◆ **Aim of the task**:
Restate the listing that follows word for word, without its pictures.

* BEGIN Collected data *

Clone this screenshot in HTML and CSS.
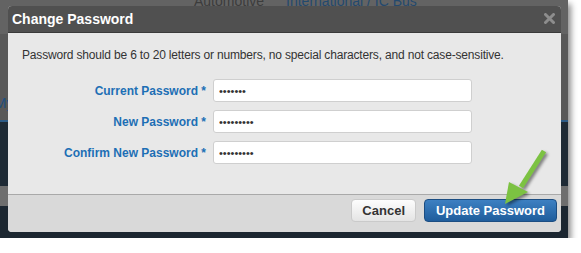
FILE: index.html
```html
<!DOCTYPE html>
<html>
  <head>
    <title>Change Password</title>
    <meta charset='utf-8'>
    <link rel="stylesheet" href="styles.css">
  </head>
  <body>
    <div id='shot'>
      <!-- page behind the overlay -->
      <div class='page'>
        <div class='nav'>
          <span class='nav-item'>Automotive</span>
          <span class='nav-item nav-link'>International / IC Bus</span>
        </div>
        <div class='band band-grey'><span class='my'>My</span></div>
        <div class='band band-navy'></div>
        <div class='band band-light'></div>
        <div class='band band-navy2'></div>
      </div>

      <div class='modal'>
        <div class='modal-title'>
          <span>Change Password</span>
          <svg class='close' width='11' height='11' viewBox='0 0 11 11'>
            <path d='M1.5 1.5 L9.5 9.5 M9.5 1.5 L1.5 9.5' stroke='#8d8d8d' stroke-width='3' stroke-linecap='round'/>
          </svg>
        </div>
        <div class='modal-body'>
          <p class='hint'>Password should be 6 to 20 letters or numbers, no special characters, and not case-sensitive.</p>
          <div class='form'>
            <label for='cur'>Current Password *</label>
            <input id='cur' type='password' value='1234567'>
            <label for='new'>New Password *</label>
            <input id='new' type='password' value='123456789'>
            <label for='conf'>Confirm New Password *</label>
            <input id='conf' type='password' value='123456789'>
          </div>
        </div>
        <div class='modal-footer'>
          <button class='btn'>Cancel</button>
          <button class='btn btn-primary'>Update Password</button>
        </div>
      </div>
    </div>

    <svg class='arrow' width='60' height='70' viewBox='0 0 60 70'>
      <g>
        <line x1='48' y1='8' x2='25' y2='44' stroke='#7cc242' stroke-width='5'/>
        <polygon points='9,61 13,39 32,49' fill='#7cc242'/>
      </g>
    </svg>
  </body>
</html>
```

FILE: styles.css
```css
body {
  font-family: Arial, "Liberation Sans", Helvetica, sans-serif;
  background: #fff;
  margin: 0;
  padding: 0;
}

#shot {
  position: relative;
  width: 568px;
  height: 238px;
  overflow: hidden;
  box-shadow: 3px 4px 6px rgba(0, 0, 0, 0.45);
}

/* The page under the dark overlay. */
.page {
  height: 100%;
  display: flex;
  flex-direction: column;
  background: #5c5c5c;
}
.nav {
  height: 38px;
  background: #636363;
  font-size: 14px;
  line-height: 10px;
  padding-left: 194px;
  display: flex;
  gap: 22px;
  align-items: flex-start;
  margin-top: -4px;
}
.nav-item { color: #3c3c3c; }
.nav-link { color: #23496e; }
.band-grey {
  height: 86px;
  background: #585858;
  position: relative;
}
.my {
  position: absolute;
  left: -6px;
  top: 60px;
  color: #1f4f7f;
  font-size: 15px;
}
.band-navy {
  height: 64px;
  background: #1e2a35;
  border-top: 2px solid #2d5b86;
}
.band-light {
  height: 20px;
  background: #6e6e6e;
}
.band-navy2 {
  flex: 1;
  background: #1c2731;
}

/* Dialog. */
.modal {
  position: absolute;
  left: 8px;
  top: 6px;
  width: 553px;
  height: 226px;
  background: #e8e8e8;
  border-radius: 4px;
  display: flex;
  flex-direction: column;
  overflow: hidden;
}
.modal-title {
  height: 26px;
  background: #505050;
  border-bottom: 1px solid #3a3a3a;
  color: #fff;
  font-weight: bold;
  font-size: 14px;
  display: flex;
  align-items: center;
  justify-content: space-between;
  padding: 0 6px 0 4px;
}
.close { margin-top: -2px; }
.modal-body {
  flex: 1;
  padding: 15px 14px 0 14px;
}
.hint {
  margin: 0;
  font-size: 12px;
  letter-spacing: -0.17px;
  color: #333;
}
.form {
  display: grid;
  grid-template-columns: 184px 259px;
  column-gap: 7px;
  row-gap: 8px;
  margin-top: 17px;
  align-items: center;
}
.form label {
  text-align: right;
  color: #1d6fb5;
  font-size: 12px;
  font-weight: bold;
}
.form input {
  box-sizing: border-box;
  height: 23px;
  margin: 0;
  padding: 0 5px;
  border: 1px solid #cfcfcf;
  border-radius: 3px;
  background: #fff;
  font-size: 11px;
  color: #333;
}
.modal-footer {
  height: 38px;
  background: #d9d9d9;
  border-top: 1px solid #a9a9a9;
  display: flex;
  justify-content: flex-end;
  align-items: flex-start;
  gap: 8px;
  padding: 4px 4px 0 0;
  box-sizing: border-box;
}
.btn {
  height: 23px;
  padding: 0 10px;
  white-space: nowrap;
  font-family: Arial, "Liberation Sans", Helvetica, sans-serif;
  font-size: 13px;
  font-weight: bold;
  color: #333;
  background: linear-gradient(#fdfdfd, #e4e4e4);
  border: 1px solid #cacaca;
  border-radius: 4px;
}
.btn-primary {
  width: 133px;
  padding: 0;
  color: #fff;
  background: linear-gradient(#3d80c2, #1f5d9c);
  border-color: #1b4d82;
}

.arrow {
  position: absolute;
  left: 496px;
  top: 143px;
  filter: drop-shadow(2px 2px 1.5px rgba(0, 0, 0, 0.45));
}
```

* END Collected data *

◆ **Output**:
Clone this screenshot in HTML and CSS.
FILE: index.html
```html
<!DOCTYPE html>
<html>
  <head>
    <title>Change Password</title>
    <meta charset='utf-8'>
    <link rel="stylesheet" href="styles.css">
  </head>
  <body>
    <div id='shot'>
      <!-- page behind the overlay -->
      <div class='page'>
        <div class='nav'>
          <span class='nav-item'>Automotive</span>
          <span class='nav-item nav-link'>International / IC Bus</span>
        </div>
        <div class='band band-grey'><span class='my'>My</span></div>
        <div class='band band-navy'></div>
        <div class='band band-light'></div>
        <div class='band band-navy2'></div>
      </div>

      <div class='modal'>
        <div class='modal-title'>
          <span>Change Password</span>
          <svg class='close' width='11' height='11' viewBox='0 0 11 11'>
            <path d='M1.5 1.5 L9.5 9.5 M9.5 1.5 L1.5 9.5' stroke='#8d8d8d' stroke-width='3' stroke-linecap='round'/>
          </svg>
        </div>
        <div class='modal-body'>
          <p class='hint'>Password should be 6 to 20 letters or numbers, no special characters, and not case-sensitive.</p>
          <div class='form'>
            <label for='cur'>Current Password *</label>
            <input id='cur' type='password' value='1234567'>
            <label for='new'>New Password *</label>
            <input id='new' type='password' value='123456789'>
            <label for='conf'>Confirm New Password *</label>
            <input id='conf' type='password' value='123456789'>
          </div>
        </div>
        <div class='modal-footer'>
          <button class='btn'>Cancel</button>
          <button class='btn btn-primary'>Update Password</button>
        </div>
      </div>
    </div>

    <svg class='arrow' width='60' height='70' viewBox='0 0 60 70'>
      <g>
        <line x1='48' y1='8' x2='25' y2='44' stroke='#7cc242' stroke-width='5'/>
        <polygon points='9,61 13,39 32,49' fill='#7cc242'/>
      </g>
    </svg>
  </body>
</html>
```

FILE: styles.css
```css
body {
  font-family: Arial, "Liberation Sans", Helvetica, sans-serif;
  background: #fff;
  margin: 0;
  padding: 0;
}

#shot {
  position: relative;
  width: 568px;
  height: 238px;
  overflow: hidden;
  box-shadow: 3px 4px 6px rgba(0, 0, 0, 0.45);
}

/* The page under the dark overlay. */
.page {
  height: 100%;
  display: flex;
  flex-direction: column;
  background: #5c5c5c;
}
.nav {
  height: 38px;
  background: #636363;
  font-size: 14px;
  line-height: 10px;
  padding-left: 194px;
  display: flex;
  gap: 22px;
  align-items: flex-start;
  margin-top: -4px;
}
.nav-item { color: #3c3c3c; }
.nav-link { color: #23496e; }
.band-grey {
  height: 86px;
  background: #585858;
  position: relative;
}
.my {
  position: absolute;
  left: -6px;
  top: 60px;
  color: #1f4f7f;
  font-size: 15px;
}
.band-navy {
  height: 64px;
  background: #1e2a35;
  border-top: 2px solid #2d5b86;
}
.band-light {
  height: 20px;
  background: #6e6e6e;
}
.band-navy2 {
  flex: 1;
  background: #1c2731;
}

/* Dialog. */
.modal {
  position: absolute;
  left: 8px;
  top: 6px;
  width: 553px;
  height: 226px;
  background: #e8e8e8;
  border-radius: 4px;
  display: flex;
  flex-direction: column;
  overflow: hidden;
}
.modal-title {
  height: 26px;
  background: #505050;
  border-bottom: 1px solid #3a3a3a;
  color: #fff;
  font-weight: bold;
  font-size: 14px;
  display: flex;
  align-items: center;
  justify-content: space-between;
  padding: 0 6px 0 4px;
}
.close { margin-top: -2px; }
.modal-body {
  flex: 1;
  padding: 15px 14px 0 14px;
}
.hint {
  margin: 0;
  font-size: 12px;
  letter-spacing: -0.17px;
  color: #333;
}
.form {
  display: grid;
  grid-template-columns: 184px 259px;
  column-gap: 7px;
  row-gap: 8px;
  margin-top: 17px;
  align-items: center;
}
.form label {
  text-align: right;
  color: #1d6fb5;
  font-size: 12px;
  font-weight: bold;
}
.form input {
  box-sizing: border-box;
  height: 23px;
  margin: 0;
  padding: 0 5px;
  border: 1px solid #cfcfcf;
  border-radius: 3px;
  background: #fff;
  font-size: 11px;
  color: #333;
}
.modal-footer {
  height: 38px;
  background: #d9d9d9;
  border-top: 1px solid #a9a9a9;
  display: flex;
  justify-content: flex-end;
  align-items: flex-start;
  gap: 8px;
  padding: 4px 4px 0 0;
  box-sizing: border-box;
}
.btn {
  height: 23px;
  padding: 0 10px;
  white-space: nowrap;
  font-family: Arial, "Liberation Sans", Helvetica, sans-serif;
  font-size: 13px;
  font-weight: bold;
  color: #333;
  background: linear-gradient(#fdfdfd, #e4e4e4);
  border: 1px solid #cacaca;
  border-radius: 4px;
}
.btn-primary {
  width: 133px;
  padding: 0;
  color: #fff;
  background: linear-gradient(#3d80c2, #1f5d9c);
  border-color: #1b4d82;
}

.arrow {
  position: absolute;
  left: 496px;
  top: 143px;
  filter: drop-shadow(2px 2px 1.5px rgba(0, 0, 0, 0.45));
}
```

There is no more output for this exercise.